„Zum Dichten gehört Beschränkung“
Hertha Kräftner - ein literarischer Kosmos im Kontext der frühen Nachkriegszeit
Evelyne Polt-Heinzl
Die Literaturgeschichte kennt immer wieder Fälle, wo das eigentliche Werk in der Rezeption hinter dem biographischen Moment zu verschwinden droht, bei Autorinnen scheint die Wahrnehmung besonders leicht und häufig diese Richtung einzuschlagen. Hertha Kräftner ist dafür ein besonderes Exempel. Das Gros der bisherigen Arbeiten konzentrierte sich auf autobiographisch interpretierten Lesarten ihres Werkes. Hertha Kräftner teilt mit vielen jung verstorbenen AutorInnen das Schicksal, dass das Interesse für die Tragik ihres kurzen Lebens, dem sie noch nicht 23jährig selbst ein Ende setzte, lange Jahre den Blick auf ihr Werk verstellte. Dazu trug auch die spezifische Situation nach 1945 bei. Der Auftritt der jungen Autorinnen im paternalistischen Literaturbetrieb verstörte die durchgängig männlichen Literaturkritiker und „Förderer“ wie Hans Weigel oder Hermann Hakel. Ihre verzerrte Perspektive auf die jungen Autorinnen, von denen sie sich wie im Fall Ingeborg Bachmann zudem an literarischer Bedeutung rasch überholt sahen, prägte die Rezeption über Jahrzehnte.
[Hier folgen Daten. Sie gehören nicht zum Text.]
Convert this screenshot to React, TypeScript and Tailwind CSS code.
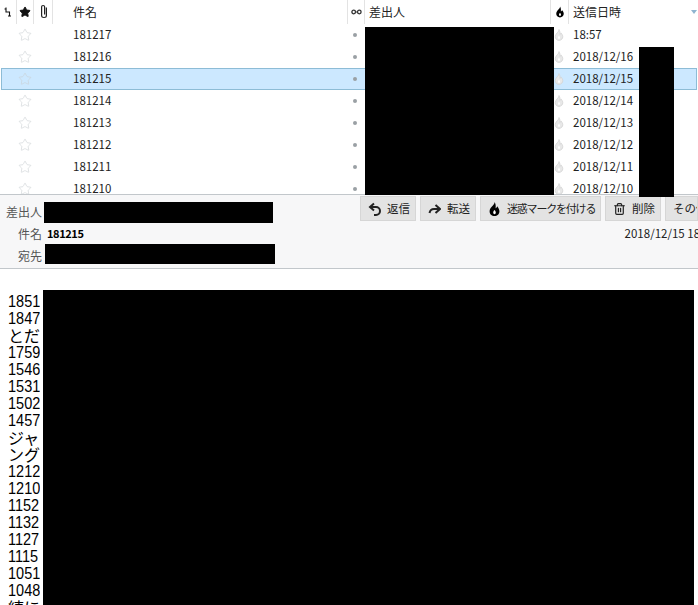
import React from 'react';
import { Star, Trash2 } from 'lucide-react';

const font = { fontFamily: '"Noto Sans CJK JP", "Liberation Sans", sans-serif' };

const rows = [
  { subject: '181217', date: '18:57' },
  { subject: '181216', date: '2018/12/16' },
  { subject: '181215', date: '2018/12/15', selected: true },
  { subject: '181214', date: '2018/12/14' },
  { subject: '181213', date: '2018/12/13' },
  { subject: '181212', date: '2018/12/12' },
  { subject: '181211', date: '2018/12/11' },
  { subject: '181210', date: '2018/12/10' },
];

const bodyLines = ['1851', '1847', 'とだ', '1759', '1546', '1531', '1502', '1457', 'ジャ', 'ング', '1212', '1210', '1152', '1132', '1127', '1115', '1051', '1048', '続に'];

function Redact({ className }: { className: string }) {
  return <div className={`absolute bg-black ${className}`} />;
}

function FlameMark({ className, muted }: { className: string; muted?: boolean }) {
  return (
    <svg viewBox="0 0 12 14" className={className}>
      <path
        d="M6 0.5C6.5 3 2 5 1.5 8.5 1.2 11.5 3.5 13.5 6 13.5s4.8-2 4.5-5C10.2 6.5 9 5.5 8.5 4.5 8.2 5.5 7.8 6 7 6.3 7.4 4 7 2 6 0.5z"
        fill={muted ? '#e8e8e8' : '#000'}
        stroke={muted ? '#d4d4d4' : 'none'}
      />
      <path d="M6 8c-1 1-1.5 2-1 3.2.4.8 1.6.8 2 0 .5-1.2 0-2.2-1-3.2z" fill="#fff" />
    </svg>
  );
}

function ToolButton({ icon, label, className, tight }: { icon: React.ReactNode; label: string; className: string; tight?: boolean }) {
  return (
    <div className={`flex h-[25px] shrink-0 items-center border border-[#d6d6d6] bg-[#e3e3e3] pl-[7px] text-[#222] ${tight ? 'text-[11px] tracking-[-1.2px]' : 'text-[11.5px]'} ${className}`}>
      {icon && <span className="mr-[6px] flex w-[13px] shrink-0 justify-center">{icon}</span>}
      <span className="whitespace-nowrap">{label}</span>
    </div>
  );
}

export default function App() {
  return (
    <div className="relative h-[605px] w-[698px] overflow-hidden bg-white text-[#222]" style={font}>
      {/* thread pane */}
      <div className="h-[194px] overflow-hidden">
        <div className="flex h-[24px] items-center text-[12px]">
          <div className="flex h-full w-[17px] items-center justify-center border-r border-[#e3e3e3]">
            <svg viewBox="0 0 8 10" className="h-[10px] w-[8px]">
              <path d="M2 0.5v4.5h3.5v4M0.5 2h2M4 9h3" fill="none" stroke="#111" strokeWidth="1.1" />
            </svg>
          </div>
          <div className="flex h-full w-[17px] items-center justify-center border-r border-[#e3e3e3]">
            <Star size={12} fill="#111" stroke="#111" />
          </div>
          <div className="flex h-full w-[19px] items-center justify-center border-r border-[#e3e3e3]">
            <svg viewBox="0 0 10 16" className="h-[16px] w-[10px]">
              <path d="M7 4v8a2 2 0 0 1-4 0V3.2a1.2 1.2 0 0 1 2.5 0V11" fill="none" stroke="#222" strokeWidth="1" transform="translate(0 -0.5) scale(1.2 1)" />
            </svg>
          </div>
          <div className="h-full w-[294px] pl-[20px] leading-[24px]">件名</div>
          <div className="flex h-full w-[18px] items-center justify-center border-x border-[#e3e3e3]">
            <svg viewBox="0 0 11 6" className="h-[6px] w-[11px]">
              <circle cx="2.7" cy="3" r="1.8" fill="none" stroke="#333" strokeWidth="1.3" />
              <circle cx="8.3" cy="3" r="1.8" fill="none" stroke="#333" strokeWidth="1.3" />
              <path d="M4.5 3h2" stroke="#333" />
            </svg>
          </div>
          <div className="h-full w-[185px] pl-[4px] leading-[24px]">差出人</div>
          <div className="flex h-full w-[19px] items-center justify-center border-x border-[#e3e3e3]">
            <FlameMark className="h-[12px] w-[10px]" />
          </div>
          <div className="relative h-full flex-1 pl-[4px] leading-[24px]">
            送信日時
            <span className="absolute right-[1px] top-[10px] h-0 w-0 border-x-[3px] border-t-[4px] border-x-transparent border-t-[#8fb4d0]" />
          </div>
        </div>
        {rows.map((r) => (
          <div
            key={r.subject}
            className={`flex h-[22px] items-center pb-[1px] text-[11.5px] ${r.selected ? 'mx-[1px] border border-[#8dbcd6] bg-[#cce8ff]' : ''}`}
          >
            <div className={r.selected ? 'w-[14px]' : 'w-[16px]'} />
            <div className="flex w-[17px] justify-center">
              <Star size={14} strokeWidth={1} className="text-[#c9ced2]" />
            </div>
            <div className="w-[20px]" />
            <div className="w-[294px] pl-[20px]">{r.subject}</div>
            <div className="flex w-[16px] justify-center">
              <span className="h-[4px] w-[4px] rounded-full bg-[#9aa0a4]" />
            </div>
            <div className="w-[186px]" />
            <div className="flex w-[20px] justify-center">
              <FlameMark className="h-[12px] w-[10px]" muted />
            </div>
            <div className="whitespace-nowrap pl-[4px]">{r.date}</div>
          </div>
        ))}
      </div>

      {/* message header */}
      <div className="h-[75px] border-y border-[#c2c7cb] bg-[#f7f7f8] text-[12px]">
        <div className="flex h-[29px] items-start">
          <span className="mt-[8px] w-[42px] text-right text-[#555]">差出人</span>
          <div className="ml-auto flex gap-[4px] pt-[1px]">
            <ToolButton className="w-[56px]" icon={
              <svg viewBox="0 0 13 14" className="h-[14px] w-[13px]">
                <path d="M6 1.500 2 5l4 3.500M2.500 5H8a3.500 3.500 0 0 1 0 8H6" fill="none" stroke="#222" strokeWidth="2" />
              </svg>
            } label="返信" />
            <ToolButton className="w-[56px]" icon={
              <svg viewBox="0 0 13 12" className="h-[12px] w-[13px]">
                <path d="M7.500 2 12 6l-4.500 4M11 6H6C3.500 6 2 7.500 1.500 10" fill="none" stroke="#222" strokeWidth="2" />
              </svg>
            } label="転送" />
            <ToolButton className="w-[121px]" tight icon={<FlameMark className="h-[16px] w-[13px]" />} label="迷惑マークを付ける" />
            <ToolButton className="w-[56px]" icon={<Trash2 size={18} strokeWidth={2.2} />} label="削除" />
            <ToolButton className="w-[33px] overflow-hidden" icon={null} label="その他" />
          </div>
        </div>
        <div className="flex h-[20px] items-center pb-[1px]">
          <span className="w-[42px] text-right text-[#555]">件名</span>
          <span className="ml-[5px] text-[11px] font-bold tracking-[-0.4px] text-black">181215</span>
          <span className="-mr-[18px] ml-auto whitespace-nowrap text-[11.5px]">2018/12/15 18:57</span>
        </div>
        <div className="flex h-[24px] items-center">
          <span className="w-[42px] text-right text-[#555]">宛先</span>
        </div>
      </div>

      {/* message body */}
      <div className="pl-[8px] pt-[24px] text-[16px] leading-[17px] text-black">
        {bodyLines.map((l, i) => (
          <div key={i} className="flex h-[17px] w-[32px] items-center overflow-hidden whitespace-nowrap">
            {/^\d+$/.test(l) ? (
              <span className="inline-block origin-center scale-y-[1.2] font-['Liberation_Sans'] text-[14.5px] leading-[17px]">{l}</span>
            ) : (
              l
            )}
          </div>
        ))}
      </div>

      {/* redactions */}
      <Redact className="left-[365px] top-[27px] h-[168px] w-[189px]" />
      <Redact className="left-[639px] top-[47px] h-[150px] w-[35px]" />
      <Redact className="left-[44px] top-[202px] h-[21px] w-[229px]" />
      <Redact className="left-[45px] top-[244px] h-[20px] w-[230px]" />
      <Redact className="left-[43px] top-[290px] h-[315px] w-[651px]" />
    </div>
  );
}
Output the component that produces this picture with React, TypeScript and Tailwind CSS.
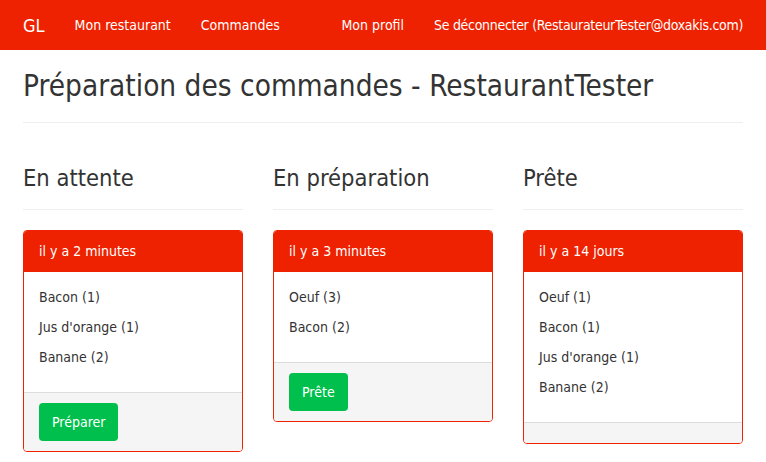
import React from 'react'

type Order = {
  when: string
  items: string[]
  action?: string
}

const columns: { title: string; order: Order }[] = [
  {
    title: 'En attente',
    order: { when: 'il y a 2 minutes', items: ['Bacon (1)', "Jus d'orange (1)", 'Banane (2)'], action: 'Préparer' },
  },
  {
    title: 'En préparation',
    order: { when: 'il y a 3 minutes', items: ['Oeuf (3)', 'Bacon (2)'], action: 'Prête' },
  },
  {
    title: 'Prête',
    order: { when: 'il y a 14 jours', items: ['Oeuf (1)', 'Bacon (1)', "Jus d'orange (1)", 'Banane (2)'] },
  },
]

const OrderPanel = ({ order }: { order: Order }) => {
  return (
    <div className="border border-[#ee2200] rounded-[4px] overflow-hidden bg-white">
      <div className="bg-[#ee2200] text-white text-[14px] h-[41px] px-[15px] flex items-center">
        {order.when}
      </div>
      <div className="px-[15px] pt-[15px] pb-[15px] text-[14px] text-[#333]">
        {order.items.map((item) => (
          <p key={item} className="leading-[20px] mb-[10px]">
            {item}
          </p>
        ))}
      </div>
      <div className="bg-[#f5f5f5] border-t border-[#ddd] px-[15px] py-[10px]">
        {order.action && (
          <button className="bg-[#00bf4d] text-white text-[14px] h-[38px] px-[13px] rounded-[4px]">
            {order.action}
          </button>
        )}
      </div>
    </div>
  )
}

export default function App() {
  return (
    <div className="min-h-[462px] bg-white text-[#333] font-['DejaVu_Sans_Condensed','DejaVu_Sans',sans-serif]">
      {/* Navbar */}
      <nav className="bg-[#ee2200] h-[50px]">
        <div className="w-[750px] mx-auto px-[15px] h-full flex items-center justify-between text-white">
          <div className="flex items-center">
            <span className="text-[18px] mr-[15px]">GL</span>
            <a className="text-[14px] px-[15px]">Mon restaurant</a>
            <a className="text-[14px] px-[15px]">Commandes</a>
          </div>
          <div className="flex items-center -mr-[15px]">
            <a className="text-[14px] px-[15px]">Mon profil</a>
            <a className="text-[14px] tracking-[-0.3px] px-[15px]">Se déconnecter (RestaurateurTester@doxakis.com)</a>
          </div>
        </div>
      </nav>

      <div className="w-[750px] mx-auto px-[15px]">
        <h1 className="text-[29.5px] leading-[33px] pt-[20px] pb-[19px] border-b border-[#eee]">
          Préparation des commandes - RestaurantTester
        </h1>

        <div className="grid grid-cols-3 gap-[30px] mt-[40px]">
          {columns.map((col) => (
            <div key={col.title}>
              <h3 className="text-[23.5px] leading-[26px] pt-[2px] pb-[18px] border-b border-[#eee] mb-[20px]">
                {col.title}
              </h3>
              <OrderPanel order={col.order} />
            </div>
          ))}
        </div>
      </div>
    </div>
  )
}
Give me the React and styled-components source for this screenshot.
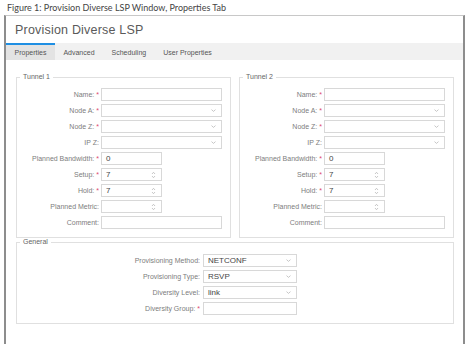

Die Beiträge in diesem ersten Sammelband zu Hertha Kräftner lesen erstmals Kräftners Werk nicht als „integrierter Lebensroman“, sondern als Textwerkstatt einer sorgfältig konzipierenden Autorin. Der Band eröffnet damit eine Art Richtungskorrektur: War Hertha Kräftner bislang ein Beispiel für eine Autorin, bei der das Werk in der Rezeption hinter der Biographie zu verschwinden drohte, werden hier neue Impulse gesetzt für eine analytische und genaue Beschäftigung mit ihrem Werk, für eine geduldige Arbeit an und mit ihren Texten. Im Mittelpunkt stehen Hertha Kräftners Werk, ihre Poetologie, ihre literarischen Traditionen und ihr literarisches Selbstverständnis als junge Autorin in den unmittelbaren Nachkriegsjahren, und das ist eine Zeit, die von uns heute viel weiter entfernt ist, als es der Zahl der Jahre entspricht.